I stumbled through a few names as a result no one answered. As I stumbled they laughed turned their attention away from and while rolling their eyes. It was like a scene out of Dangerous Minds or Freedom Letters but these children were much younger and wore uniforms. Again I called the names, Asha, which I prounounced Ash-a, Shaquilah, I said Sha-quill-a,  and Zah’Neajah I completed fouled that one up, then finally a Mary and  Tyler. After a few moments of dead silence, I hear hesitant voices call out, “Present.” I go back to the names of the students that did not called the last names of those Decosey, McCall and Sabir-- that I could say. When I asked why they didn’t respond when I called them the first time they said, “That’s ‘cause you weren’t calling my name.” I quickly changed the subject. But not before they could tell me the correct way to say their names. A-shay, Sha-key-la and Za-nay-ya, the j was silent.  Instantly I knew that today was going to be a long day.


After that faux pas the students just watched me.

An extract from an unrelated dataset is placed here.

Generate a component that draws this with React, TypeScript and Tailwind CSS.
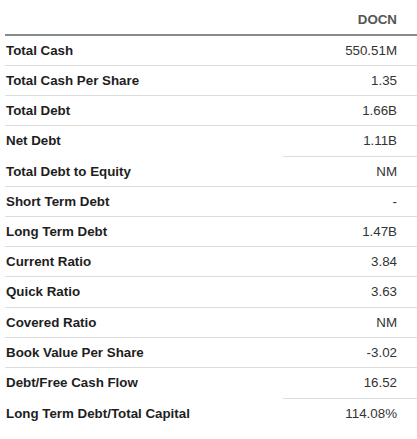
const rows: { label: string; value: string; noLeftLine?: boolean; tall?: boolean }[] = [
  { label: "Total Cash", value: "550.51M" },
  { label: "Total Cash Per Share", value: "1.35" },
  { label: "Total Debt", value: "1.66B" },
  { label: "Net Debt", value: "1.11B", noLeftLine: true, tall: true },
  { label: "Total Debt to Equity", value: "NM" },
  { label: "Short Term Debt", value: "-" },
  { label: "Long Term Debt", value: "1.47B" },
  { label: "Current Ratio", value: "3.84" },
  { label: "Quick Ratio", value: "3.63", tall: true },
  { label: "Covered Ratio", value: "NM" },
  { label: "Book Value Per Share", value: "-3.02" },
  { label: "Debt/Free Cash Flow", value: "16.52", noLeftLine: true, tall: true },
  { label: "Long Term Debt/Total Capital", value: "114.08%" },
];

export default function App() {
  return (
    <div className="w-[417px] h-[439px] bg-white pl-[5px] font-['Liberation_Sans',Arial,sans-serif] text-[13.33px] leading-[15px]">
      <div className="flex h-[36px] border-b-2 border-[#858c89]">
        <div className="w-[278px]" />
        <div className="flex-1 pt-[12px] pr-[20px] text-right font-bold text-[#555]">DOCN</div>
      </div>

      {rows.map((r, i) => {
        const last = i === rows.length - 1;
        return (
          <div key={r.label} className={"flex " + (r.tall ? "h-[31px]" : "h-[30px]")}>
            <div
              className={
                "w-[278px] pl-[1px] pt-[7px] font-bold text-[#1e1e1e] " +
                (last ? "" : r.noLeftLine ? "border-b border-transparent" : "border-b border-[#dcdcdc]")
              }
            >
              {r.label}
            </div>
            <div
              className={
                "flex-1 pt-[7px] pr-[20px] text-right text-[#333] " +
                (last ? "" : "border-b border-[#dcdcdc]")
              }
            >
              {r.value}
            </div>
          </div>
        );
      })}
    </div>
  );
}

I thought this was a good thing, I had their attention. I went right into my activity. I told them that we were going to do acrostic poems with their names. This was going to help me get to know them. I wrote my example on the board before instructing them to take out some paper and something to write with. Each and every one of them  told me how they didn’t have anything to write with or on. I didn’t know what to do. I had extra pens but only 5 and I had no paper. How could they not have a pen or a pencil?


And just like that, they’d sniffed me out. I was a new teacher and they knew it.  I was unprepared for them even though they were unprepared for me they knew that since I was fresh meat. Elijah Johnson stood up and said, “Yo, who watched Love and Hip Hop?.” Suddenly, I was no longer in charge. And just like that all of the attention in the room turned away from me and my ice-breaker getting to know you activity to Elijah, who was holding court in the center of what was supposed to be my classroom.

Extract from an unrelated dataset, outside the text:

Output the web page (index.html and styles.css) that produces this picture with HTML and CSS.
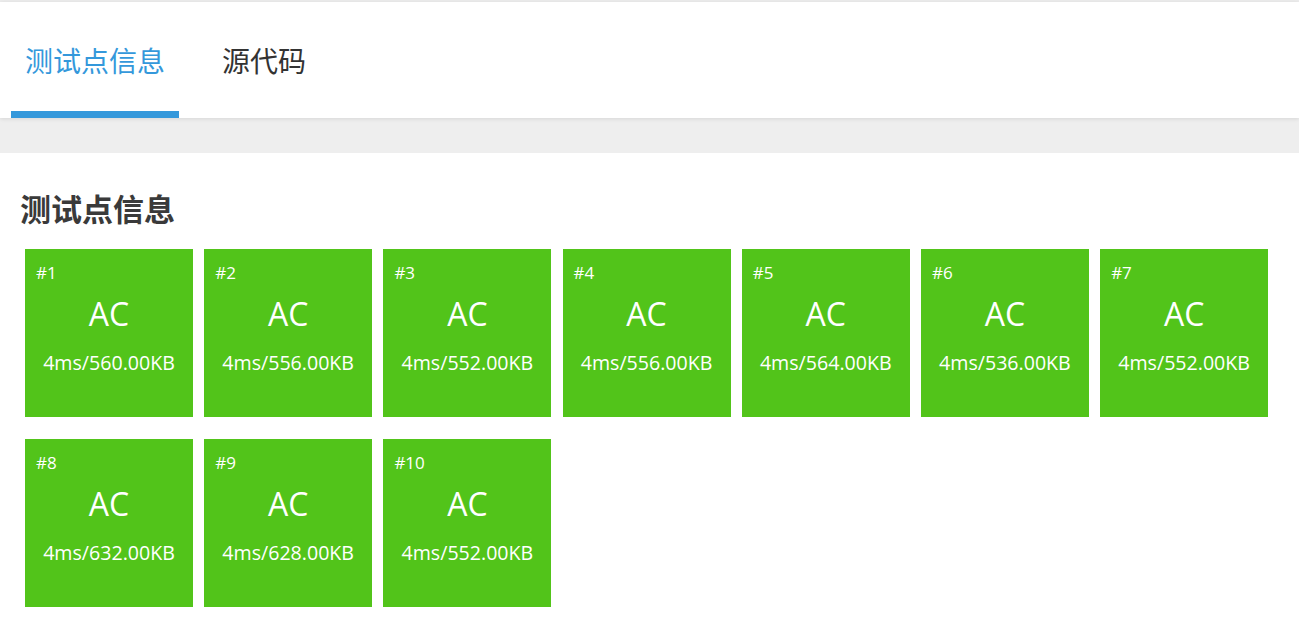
FILE: index.html
```html
<!DOCTYPE html>
<html lang="zh-CN">
<head>
<meta charset="utf-8">
<title>测试点信息</title>
<link rel="stylesheet" href="styles.css">
</head>
<body>
<div class="topline"></div>
<nav class="tabs">
  <div class="tab active">测试点信息</div>
  <div class="tab">源代码</div>
</nav>
<div class="band"></div>
<main class="content">
  <h2 class="heading">测试点信息</h2>
  <div class="cards">
    <div class="card"><div class="idx">#1</div><div class="status">AC</div><div class="stats">4ms/560.00KB</div></div>
    <div class="card"><div class="idx">#2</div><div class="status">AC</div><div class="stats">4ms/556.00KB</div></div>
    <div class="card"><div class="idx">#3</div><div class="status">AC</div><div class="stats">4ms/552.00KB</div></div>
    <div class="card"><div class="idx">#4</div><div class="status">AC</div><div class="stats">4ms/556.00KB</div></div>
    <div class="card"><div class="idx">#5</div><div class="status">AC</div><div class="stats">4ms/564.00KB</div></div>
    <div class="card"><div class="idx">#6</div><div class="status">AC</div><div class="stats">4ms/536.00KB</div></div>
    <div class="card"><div class="idx">#7</div><div class="status">AC</div><div class="stats">4ms/552.00KB</div></div>
    <div class="card"><div class="idx">#8</div><div class="status">AC</div><div class="stats">4ms/632.00KB</div></div>
    <div class="card"><div class="idx">#9</div><div class="status">AC</div><div class="stats">4ms/628.00KB</div></div>
    <div class="card"><div class="idx">#10</div><div class="status">AC</div><div class="stats">4ms/552.00KB</div></div>
  </div>
</main>
</body>
</html>
```

FILE: styles.css
```css
html, body {
  margin: 0;
  padding: 0;
  background: #ffffff;
  font-family: "Open Sans", "Noto Sans CJK SC", sans-serif;
  color: #333333;
}

.topline {
  height: 2px;
  background: #ececec;
}

.tabs {
  display: flex;
  padding-left: 11px;
  background: #ffffff;
  position: relative;
  z-index: 1;
  box-shadow: 0 1px 4px rgba(0, 0, 0, 0.1);
}

.tab {
  box-sizing: border-box;
  height: 116px;
  padding: 6px 14px 0;
  border-bottom: 7px solid transparent;
  display: flex;
  align-items: center;
  font-family: "Noto Sans CJK SC", sans-serif;
  font-size: 28px;
  color: #333333;
}

.tab + .tab {
  margin-left: 29px;
}

.tab.active {
  color: #3498db;
  border-bottom-color: #3498db;
}

.band {
  height: 35px;
  background: #eeeeee;
}

.content {
  padding: 0 0 0 20px;
}

.heading {
  margin: 0;
  padding-top: 33px;
  font-family: "Noto Sans CJK SC", sans-serif;
  font-size: 31px;
  font-weight: bold;
  line-height: 44px;
  color: #3a3a3a;
}

.cards {
  display: flex;
  flex-wrap: wrap;
  column-gap: 11.2px;
  row-gap: 22px;
  padding-left: 5px;
  margin-top: 19px;
}

.card {
  box-sizing: border-box;
  width: 168px;
  height: 168px;
  background: #52c41a;
  color: #ffffff;
  padding: 14px 11px 0;
}

.idx {
  font-size: 17px;
  line-height: 20px;
}

.status {
  margin-top: 13px;
  text-align: center;
  font-size: 32px;
  line-height: 36px;
}

.stats {
  margin-top: 19px;
  text-align: center;
  font-size: 19.6px;
  line-height: 24px;
}
```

I left that first day feeling dejected but I wasn’t defeated. I asked my fellow teachers for help or advice and not many of them were not interested in helping. In their defense this was a weird year there were rumors of schools closing and teachers losing their jobs and I was new. I had been hired a month before they officially announced the closing of my school. Many teachers were skeptical of me. They thought I was from Teach For America so I should have all of the answers. I did have a mentor teacher and she was awesome but somehow my principal never allowed time in our schedules for us to meet. So she mentored me when she could, at the KRONOS machine (where teachers punched in and out) and via text.


But thank God for my 8th grade team which consisted of a science teacher that was on the verge of retiring and a Math teacher that had just come back into the classroom after spending the past few years as a Math coach. Ms. Howard and Mr. Dixon were both very willing to help me whenever they could even though they were dealing with their own frustrations with the job and the students.  It was looking like I was on my own. Most of which started with, “This is what I do…” and I listened because when I went into their classrooms it was working. Children were sitting down working, engaged and learning.

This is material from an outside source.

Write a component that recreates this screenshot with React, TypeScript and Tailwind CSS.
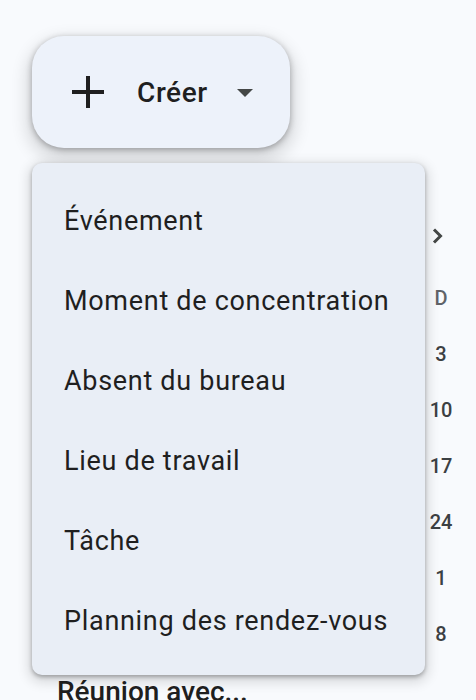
import React from "react";

const items = [
  "Événement",
  "Moment de concentration",
  "Absent du bureau",
  "Lieu de travail",
  "Tâche",
  "Planning des rendez-vous",
];

const days = ["D", "3", "10", "17", "24", "1", "8"];

export default function App() {
  return (
    <div
      className="relative w-[476px] h-[700px] overflow-hidden bg-[#f8fafd] text-[#1f1f1f]"
      style={{ fontFamily: "Roboto, 'Noto Sans', Arial, sans-serif" }}
    >
      {/* Create button */}
      <div className="pt-[36px] pl-[32px]">
        <button className="flex items-center w-[258px] h-[112px] rounded-[32px] bg-[#edf2fa] shadow-[0_2px_6px_rgba(0,0,0,0.3),0_8px_16px_6px_rgba(0,0,0,0.12)]">
          <svg width="32" height="32" viewBox="0 0 32 32" className="ml-[40px]">
            <rect x="14" y="0" width="4" height="32" fill="#1f1f1f" />
            <rect x="0" y="14" width="32" height="4" fill="#1f1f1f" />
          </svg>
          <span className="ml-[33px] mt-[2px] text-[28px] leading-none font-medium tracking-[0.6px] text-[#1f1f1f]">Créer</span>
          <svg width="16" height="8" viewBox="0 0 16 8" className="ml-[29px] mt-[2px]">
            <path d="M0 0 L16 0 L8 8 Z" fill="#444746" />
          </svg>
        </button>
      </div>

      {/* Underlying mini calendar */}
      <div className="flex justify-end pr-[20px] mt-[68px]">
        <div className="flex flex-col items-center w-[30px]">
          <div className="h-[40px] flex items-center justify-center -ml-[6px]">
            <svg width="12" height="16" viewBox="0 0 12 16">
              <path d="M2 1.5 L8.5 8 L2 14.5" fill="none" stroke="#444746" strokeWidth="3" />
            </svg>
          </div>
          <div className="h-[14px]" />
          {days.map((d, i) => (
            <div
              key={i}
              className={`h-[56px] flex items-center justify-center text-[20px] font-medium ${
                i === 0 ? "text-[#5f6368]" : "text-[#3c4043]"
              }`}
            >
              {d}
            </div>
          ))}
        </div>
      </div>
      <div className="pl-[57px] mt-[12px] text-[28px] leading-[36px] font-medium text-[#1f1f1f]">Réunion avec...</div>

      {/* Dropdown menu overlay */}
      <div className="absolute left-[32px] top-[163px] w-[393px] pt-[18px] pb-[14px] rounded-[10px] bg-[#e9eef6] shadow-[0_2px_4px_rgba(0,0,0,0.3),0_4px_12px_4px_rgba(0,0,0,0.12)]">
        {items.map((t) => (
          <div key={t} className="h-[80px] flex items-center pl-[32px] text-[27px] tracking-[0.7px] text-[#1f1f1f]">
            {t}
          </div>
        ))}
      </div>
    </div>
  );
}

In addition to my students coming to class everyday unprepared and unwilling to work they spent a lot of time asking to go to the bathroom, asking to go and see this teacher that was across the hall from me or simply walking in and out of  But the Math teacher did give me one solid piece of advice, “Keep the kids away from the door. Change the seating around. If they are seated then you can teach them.” Now this was solid advice and I was able to use. At the very least keep them in the room which made it look like I was managing my classroom.


By the end of the year I was spent. I had a student named TyRon that was affiliated with gangs threaten to beat me up over a pencil, Elijah cursed me out and called me a bitch. Asha’ whose mother worked in the building as a sub also cursed me out because I gave her lunch detention where I made her do her her work. And spite of those instances and quite frankly the lack of teaching that took place in my class that year I learned a lot. I learned a lot about myself and about teaching. Ninety percent of it is knowing how to manage a class. Planning for the things that may go wrong. Having a plan A, B, C even D but never letting the students know that you aren’t ready for whatever they may throw at you. You have to manage the room before you can teach it.

That first year I figured out that I was not a hard core disciplinarian. It didn’t fit me. And the kids knew it but what I am is the teacher that has to be prepared. And now that I know the type of kids that I teach are textbook students and they are the exception and not the rule. I have learned that if I wanted to be in charge of my room I had to think out of the box and outside of the framework of my subject matter to get my students invested in their learning. But all of that came after I traded my high heel pumps for sensible teacher shoes and I never attempt to cold call student names. I don’t pretend to be a teacher-- I embody one.